Nigeria: National Assembly Pledges to Expunge Laws Infringing On Women’s Rights


The National Assembly yesterday expressed its readiness to amend the 1999 Constitution of the Federal Republic of Nigeria to ensure gender parity, as well as enact laws to improve the fortunes of women and girls in Nigeria.

This is just as the Senate also resolved to expunge provisions of the law as contained in the Police Act, Federal Character Law, Electoral Act, Labour Act, and Political Parties Constitutions, which infringe on the rights of women in the country.

The Red Chamber also urged the National Assembly and the federal government to forge positive visibility for women and celebrate women’s achievements, as well as domesticate all conventions and treaties of the African Union in respect of gender issues.

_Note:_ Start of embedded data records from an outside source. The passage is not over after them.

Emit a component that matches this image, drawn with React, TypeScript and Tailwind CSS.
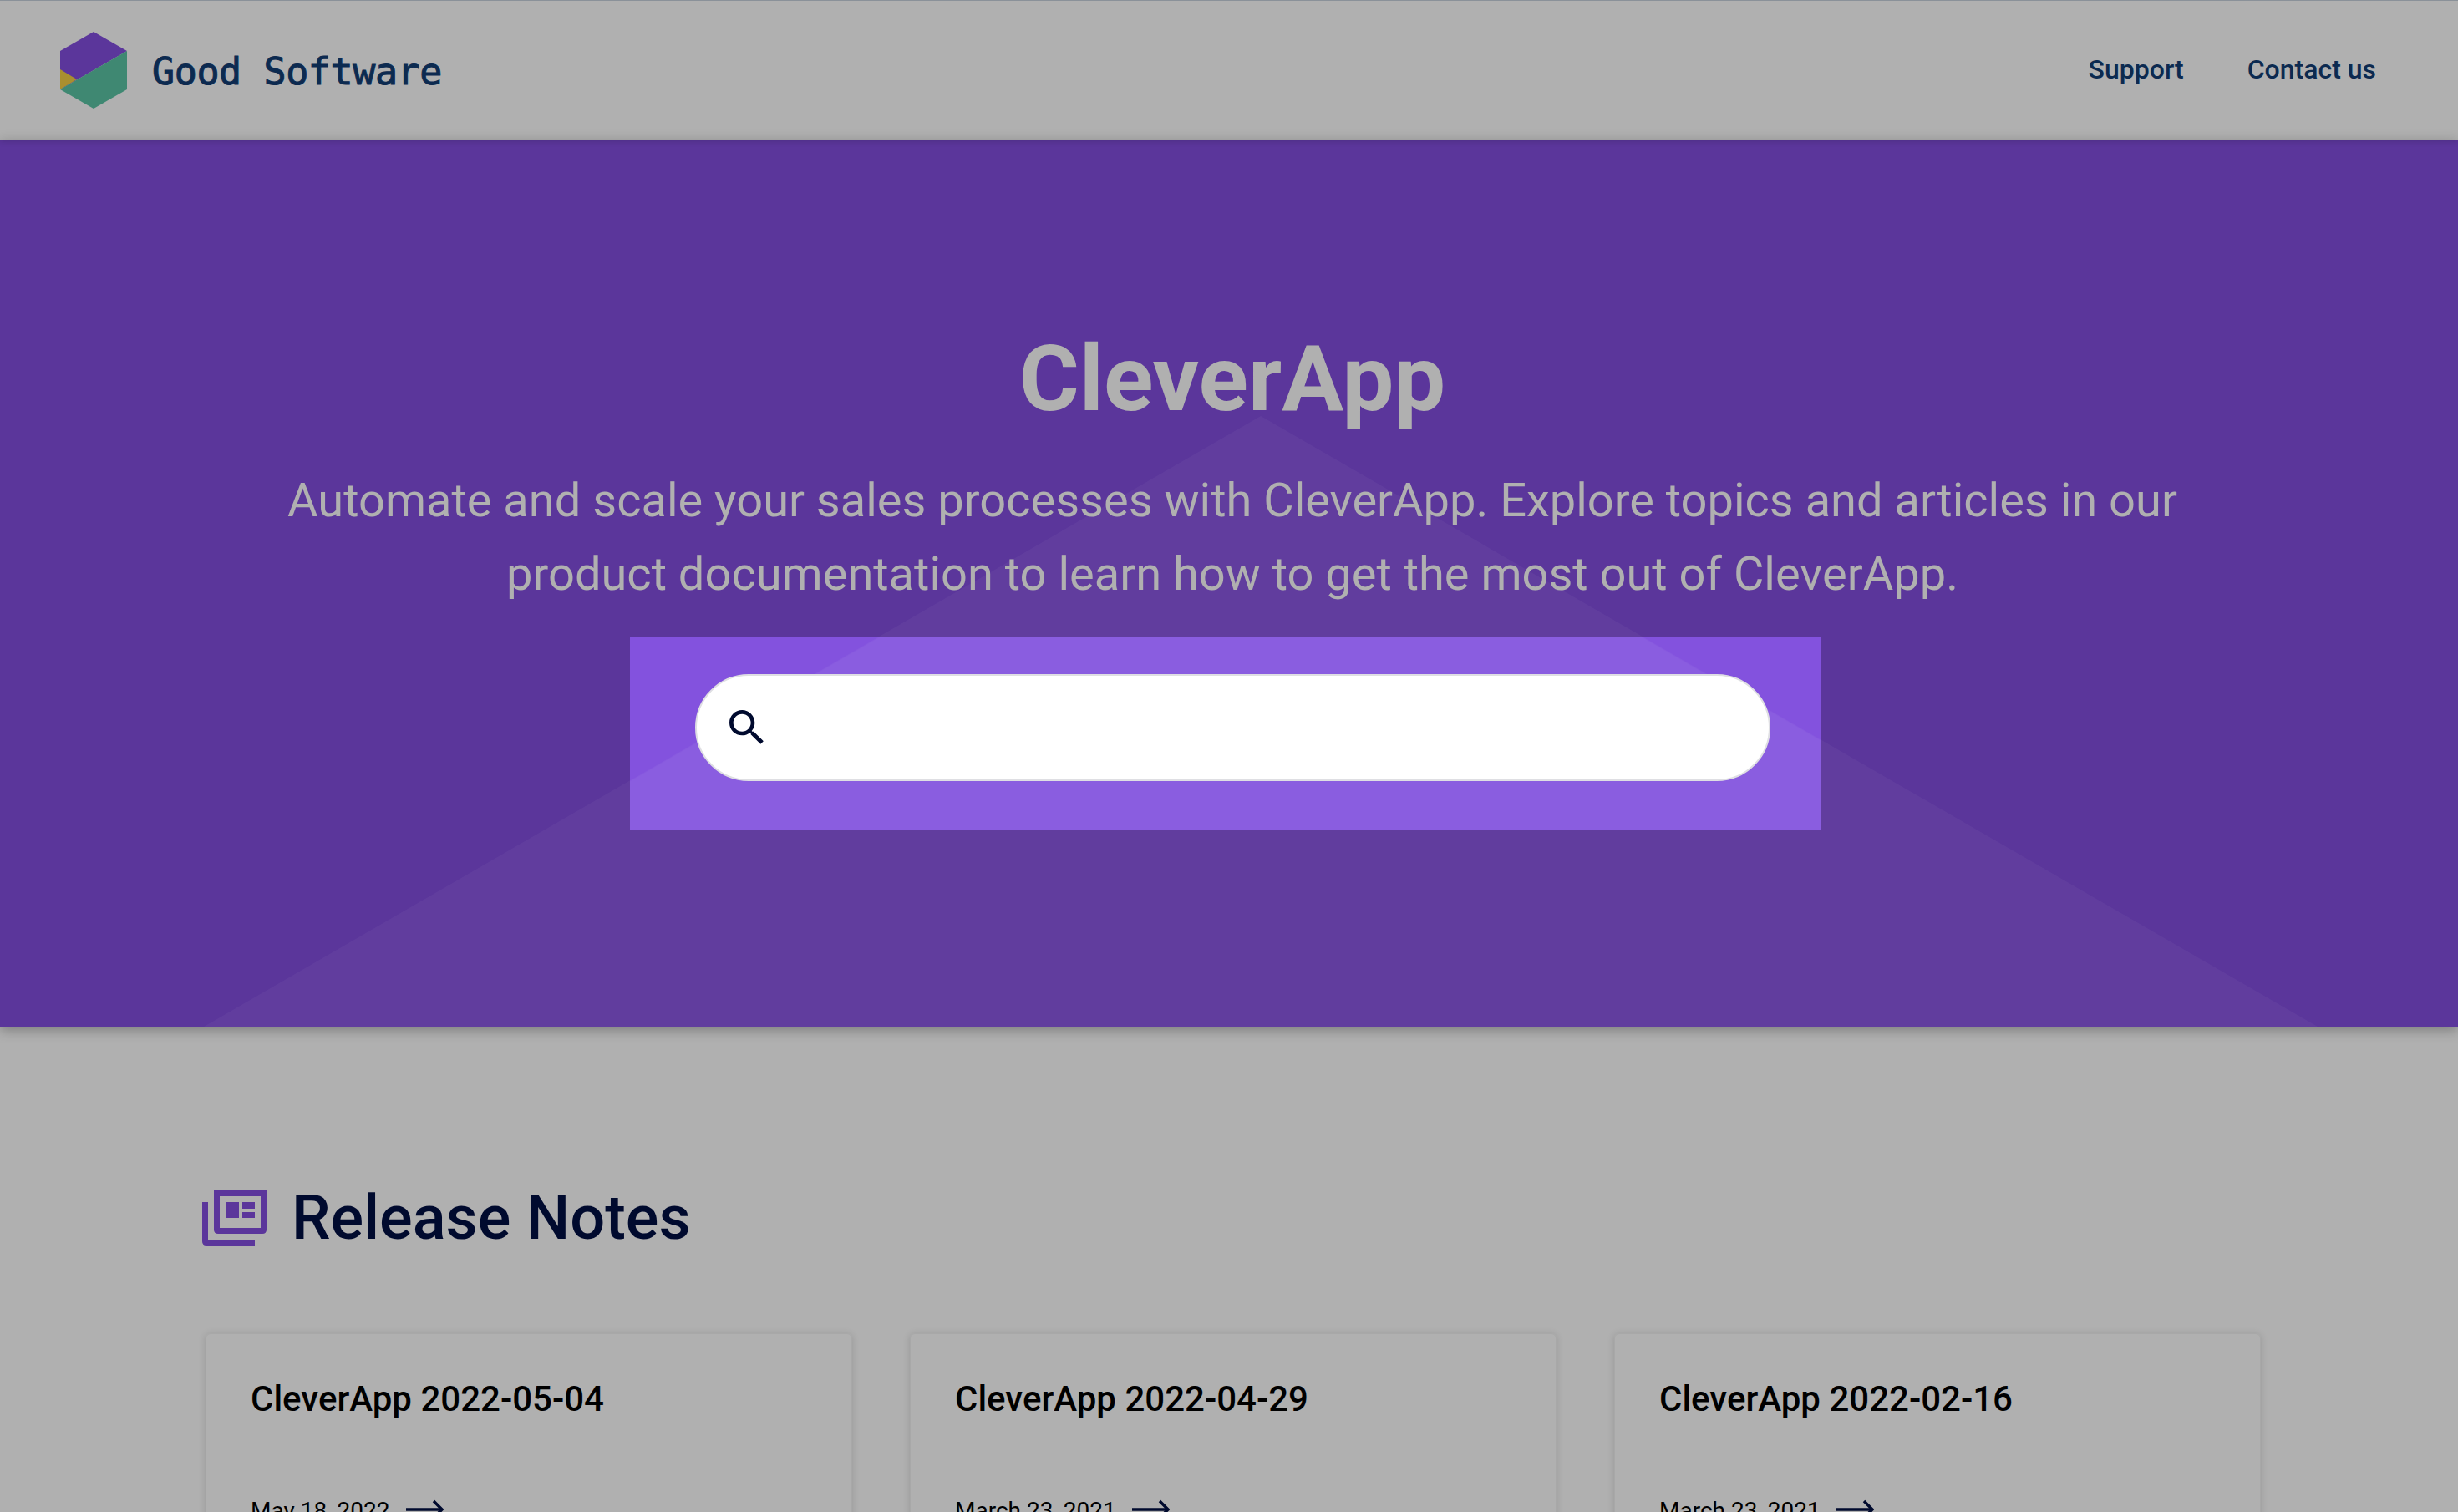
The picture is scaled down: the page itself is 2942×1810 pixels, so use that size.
import React from 'react';

const releases = [
  { title: 'CleverApp 2022-05-04', date: 'May 18, 2022' },
  { title: 'CleverApp 2022-04-29', date: 'March 23, 2021' },
  { title: 'CleverApp 2022-02-16', date: 'March 23, 2021' },
];

function Logo() {
  return (
    <svg width="80" height="92" viewBox="0 0 80 92" className="shrink-0">
      <path d="M40 0 L80 23 L0 69 L0 23 Z" fill="#5b369b" />
      <path d="M0 45 L20 57 L0 69 Z" fill="#a98f2f" />
      <path d="M80 23 L80 69 L40 92 L0 69 Z" fill="#3f8872" />
    </svg>
  );
}

function SearchIcon() {
  return (
    <svg width="56" height="56" viewBox="0 0 24 24" fill="#000a2e" className="shrink-0">
      <path d="M15.5 14h-.79l-.28-.27C15.41 12.59 16 11.11 16 9.5 16 5.91 13.09 3 9.5 3S3 5.91 3 9.5 5.91 16 9.5 16c1.61 0 3.09-.59 4.23-1.57l.27.28v.79l5 4.99L20.49 19l-4.99-5zm-6 0C7.01 14 5 11.99 5 9.5S7.01 5 9.5 5 14 7.01 14 9.5 11.99 14 9.5 14z" />
    </svg>
  );
}

function FeedIcon() {
  return (
    <svg width="77" height="66" viewBox="0 0 77 66" fill="#5b369b" className="shrink-0">
      <path d="M0 14 H7 V59 H63 V66 H5 Q0 66 0 61 Z" />
      <path fillRule="evenodd" d="M14 0 H77 V47 Q77 52 72 52 H19 Q14 52 14 47 Z M21 7 V45 H70 V7 Z" />
      <rect x="29" y="14" width="15" height="19" />
      <rect x="48" y="14" width="15" height="8" />
      <rect x="48" y="26" width="15" height="7" />
    </svg>
  );
}

function ArrowIcon() {
  return (
    <svg width="45" height="24" viewBox="0 0 45 24" fill="none" stroke="#000a2e" strokeWidth="3.5" className="mb-[5px] shrink-0">
      <path d="M0 12 H42" />
      <path d="M33 2 L43 12 L33 22" />
    </svg>
  );
}

export default function App() {
  return (
    <div className="h-screen overflow-hidden bg-[#b0b0b0] font-['Roboto',sans-serif]">
      <header className="relative z-20 flex h-[167px] items-center justify-between border-t border-[#8a9199] pl-[72px] pr-[98px] shadow-[0_1px_8px_rgba(0,0,0,0.2)]">
        <div className="flex items-center gap-[30px]">
          <Logo />
          <span className="mt-[2px] font-['DejaVu_Sans_Mono',monospace] text-[45px] leading-none tracking-[-0.4px] text-[#0c2a50] [-webkit-text-stroke:1px_#0c2a50]">Good Software</span>
        </div>
        <nav className="mb-[2px] flex items-center gap-[76px] text-[32px] font-medium text-[#0c2a50]">
          <a>Support</a>
          <a>Contact us</a>
        </nav>
      </header>

      <section className="relative z-10 flex h-[1062px] flex-col items-center bg-[#5b369b] pl-[8px] pt-[221px] shadow-[0_4px_14px_rgba(0,0,0,0.3)]">
        <svg className="absolute left-0 top-0 z-[1] h-full w-full" viewBox="0 0 2942 1062" preserveAspectRatio="none">
          <path d="M1509 331 L2774 1062 L244 1062 Z" fill="#ffffff" fillOpacity="0.04" />
        </svg>
        <h1 className="relative z-[2] text-[110px] font-bold leading-[132px] text-[#b0b0b0]">CleverApp</h1>
        <p className="relative z-[2] mt-[35px] w-[2300px] text-center text-[56px] font-normal leading-[88px] text-[#b0b0b0]">
          Automate and scale your sales processes with CleverApp. Explore topics and articles in our product documentation to learn how to get the most out of CleverApp.
        </p>
        <div className="relative mr-[16px] mt-[32px] w-[1426px] bg-[#8352de] pb-[59px] pl-[78px] pr-[61px] pt-[44px]">
          <svg className="absolute left-0 top-0 h-full w-full" viewBox="0 0 1426 231" preserveAspectRatio="none">
            <path d="M755 -264 L2020 467 L-510 467 Z" fill="#ffffff" fillOpacity="0.03" />
          </svg>
          <div className="relative z-[2] flex h-[128px] items-center rounded-full border-2 border-[#dfdfe3] bg-white pl-[32px]">
            <SearchIcon />
          </div>
        </div>
      </section>

      <main className="pl-[246px] pr-[236px] pt-[187px]">
        <div className="-ml-[4px] flex items-center gap-[30px]">
          <FeedIcon />
          <h2 className="text-[74px] font-medium leading-[84px] text-[#000a2e]">Release Notes</h2>
        </div>
        <div className="mt-[96px] grid grid-cols-3 gap-[69px]">
          {releases.map((release) => (
            <div key={release.title} className="h-[400px] rounded-[6px] border border-[#a8a8a8] px-[53px] pt-[50px] shadow-[0_1px_8px_rgba(0,0,0,0.15)]">
              <h3 className="text-[42px] font-medium leading-[56px] text-black">{release.title}</h3>
              <div className="mt-[90px] flex items-center gap-[19px] text-[28px] leading-[32px] text-black">
                <span>{release.date}</span>
                <ArrowIcon />
              </div>
            </div>
          ))}
        </div>
      </main>
    </div>
  );
}
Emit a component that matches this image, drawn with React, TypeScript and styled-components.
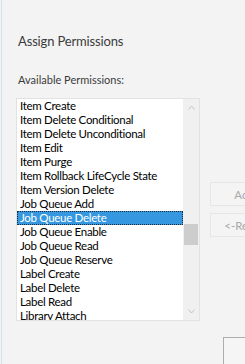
import React from 'react';
import styled, { createGlobalStyle } from 'styled-components';

const permissions = [
  'Item Create',
  'Item Delete Conditional',
  'Item Delete Unconditional',
  'Item Edit',
  'Item Purge',
  'Item Rollback LifeCycle State',
  'Item Version Delete',
  'Job Queue Add',
  'Job Queue Delete',
  'Job Queue Enable',
  'Job Queue Read',
  'Job Queue Reserve',
  'Label Create',
  'Label Delete',
  'Label Read',
  'Library Attach',
];

const GlobalStyle = createGlobalStyle`
  html, body {
    margin: 0;
    padding: 0;
    background: #f3f3f3;
    overflow: hidden;
  }
  body {
    font-family: Lato, "Noto Sans", sans-serif;
  }
`;

const Page = styled.div`
  width: 244px;
  height: 364px;
  box-sizing: border-box;
  border-left: 1px solid #d6e2ec;
  margin-left: 1px;
  overflow: hidden;
  display: flex;
  flex-direction: column;
`;

const Divider = styled.div`
  margin: 11px 0 0 20px;
  height: 2px;
  background: #e4e4e4;
`;

const Title = styled.h2`
  margin: 22px 0 0 16px;
  font-size: 13px;
  line-height: 16px;
  font-weight: 400;
  letter-spacing: -0.15px;
  color: #3b3b3b;
`;

const Label = styled.div`
  margin: 24px 0 0 16px;
  font-size: 11px;
  line-height: 14px;
  color: #3b3b3b;
`;

const Body = styled.div`
  display: flex;
  margin: 11px 0 0 14px;
  gap: 10px;
`;

const ListBox = styled.div`
  flex-shrink: 0;
  width: 184px;
  height: 223px;
  box-sizing: border-box;
  border: 1px solid #e2e2e2;
  background: #fff;
  display: flex;
  overflow: hidden;
`;

const Items = styled.ul`
  flex: 1;
  min-width: 0;
  margin: 0;
  padding: 0;
  list-style: none;
  overflow: hidden;
`;

const Item = styled.li<{ $selected?: boolean }>`
  height: 14px;
  line-height: 14px;
  padding-left: 3px;
  font-size: 11.5px;
  letter-spacing: -0.3px;
  white-space: nowrap;
  color: ${(p) => (p.$selected ? '#fff' : '#000')};
  background: ${(p) => (p.$selected ? '#3597e0' : 'transparent')};
  outline: ${(p) => (p.$selected ? '1px dotted #1c2a36' : 'none')};
  outline-offset: -1px;
`;

const ScrollBar = styled.div`
  flex-shrink: 0;
  width: 16px;
  background: #f0f0f0;
  display: flex;
  flex-direction: column;
  align-items: center;
`;

const Arrow = styled.div`
  height: 17px;
  width: 100%;
  display: flex;
  align-items: center;
  justify-content: center;
`;

const Track = styled.div`
  flex: 1;
  width: 100%;
  position: relative;
`;

const Thumb = styled.div`
  position: absolute;
  left: 1px;
  right: 1px;
  height: 21px;
  background: #cdcdcd;
`;

const Buttons = styled.div`
  flex-shrink: 0;
  display: flex;
  flex-direction: column;
  gap: 7px;
  margin-top: 84px;
`;

const Button = styled.button`
  width: 80px;
  height: 24px;
  box-sizing: border-box;
  border: 1px solid #e6e6e6;
  background: #f4f4f4;
  color: #a8a8a8;
  font-family: Lato, "Noto Sans", sans-serif;
  font-size: 11.5px;
  text-align: center;
  padding: 0;
  white-space: nowrap;
`;

const Footer = styled.div`
  display: flex;
  justify-content: flex-end;
  margin-top: 16px;
  margin-right: -20px;
`;

const FooterButton = styled.div`
  width: 42px;
  height: 30px;
  box-sizing: border-box;
  border: 1px solid #adadad;
  background: #f5f5f5;
`;

const Chevron = ({ up }: { up?: boolean }) => (
  <svg width="7" height="5" viewBox="0 0 7 5">
    <path
      d={up ? 'M0.5 4.5 L3.5 1 L6.5 4.5' : 'M0.5 0.5 L3.5 4 L6.5 0.5'}
      fill="none"
      stroke="#c2c2c2"
      strokeWidth="1"
    />
  </svg>
);

const App = () => {
  const selected = 'Job Queue Delete';
  const thumbTop = 108;

  return (
    <>
      <GlobalStyle />
      <Page>
        <Divider />
        <Title>Assign Permissions</Title>
        <Label>Available Permissions:</Label>
        <Body>
          <ListBox>
            <Items>
              {permissions.map((p) => (
                <Item key={p} $selected={p === selected}>
                  {p}
                </Item>
              ))}
            </Items>
            <ScrollBar>
              <Arrow>
                <Chevron up />
              </Arrow>
              <Track>
                <Thumb style={{ top: thumbTop }} />
              </Track>
              <Arrow>
                <Chevron />
              </Arrow>
            </ScrollBar>
          </ListBox>
          <Buttons>
            <Button>Add-&gt;</Button>
            <Button>&lt;-Remove</Button>
          </Buttons>
        </Body>
        <Footer>
          <FooterButton />
        </Footer>
      </Page>
    </>
  );
};

export default App;
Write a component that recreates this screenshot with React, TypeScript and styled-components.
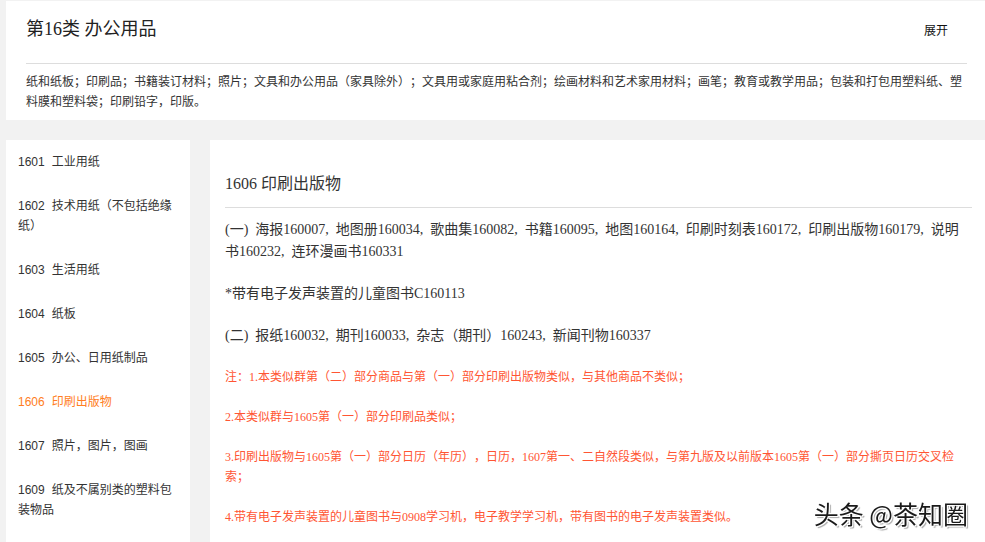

These resolutions were sequel to the adoption of a motion on the 2021 International Women’s Day Celebration with the theme: ‘Women in Leadership: Achieving an equal future in a COVID-l9 world #Choose to Challenge’, which was sponsored by Senator Betty Apiafi and seven other senators, six of which are women.

The co-sponsors of the motion are Senators Aisha Dahiru Ahmed (Adamawa Central); Oluremi Tinubu (Lagos Central); Biodun Olujimi (Ekiti South); Akon Eyakenyi (Akwa Ibom South); Stella Oduah (Anambra North); Uche Lillian Ekwunife (Anambra South), and Chimaroke Nnamani (Enugu East).

Coming under Order 42 and 52 of the Senate Standing Rules, Apiafi noted that the International Women’s Day, which is celebrated on March 8 every year, is a day set aside globally to celebrate the social, economic, cultural and political achievements of women.

According to her, the Women’s Day is also a day to aspire and inspire the people to act in the ongoing effort for gender equality.

According to her, “Given the pandemic, we now more than ever before need to challenge pre-existing biases against women, some of which are systemic, political, cultural, and social. With the pandemic, we have new barrier which include an increase in domestic violence, unpaid care duties, unemployment and poverty. We have to be intentional about tackling these pre-existing and new biases to give women the opportunities to thrive.

“Even at the national level, gender inequality still exists. For instance, there is record of only one female governor in Nigerian history and only one female deputy governor while the rest are men.

“The ninth National Assembly in Nigeria has only record of seven female senators while the rest are men. Again, there are only seven female ministers in Nigeria and they represent about 15.91 percent of the entire 44-member ministerial list. This yet again reflects the need for gender equality.”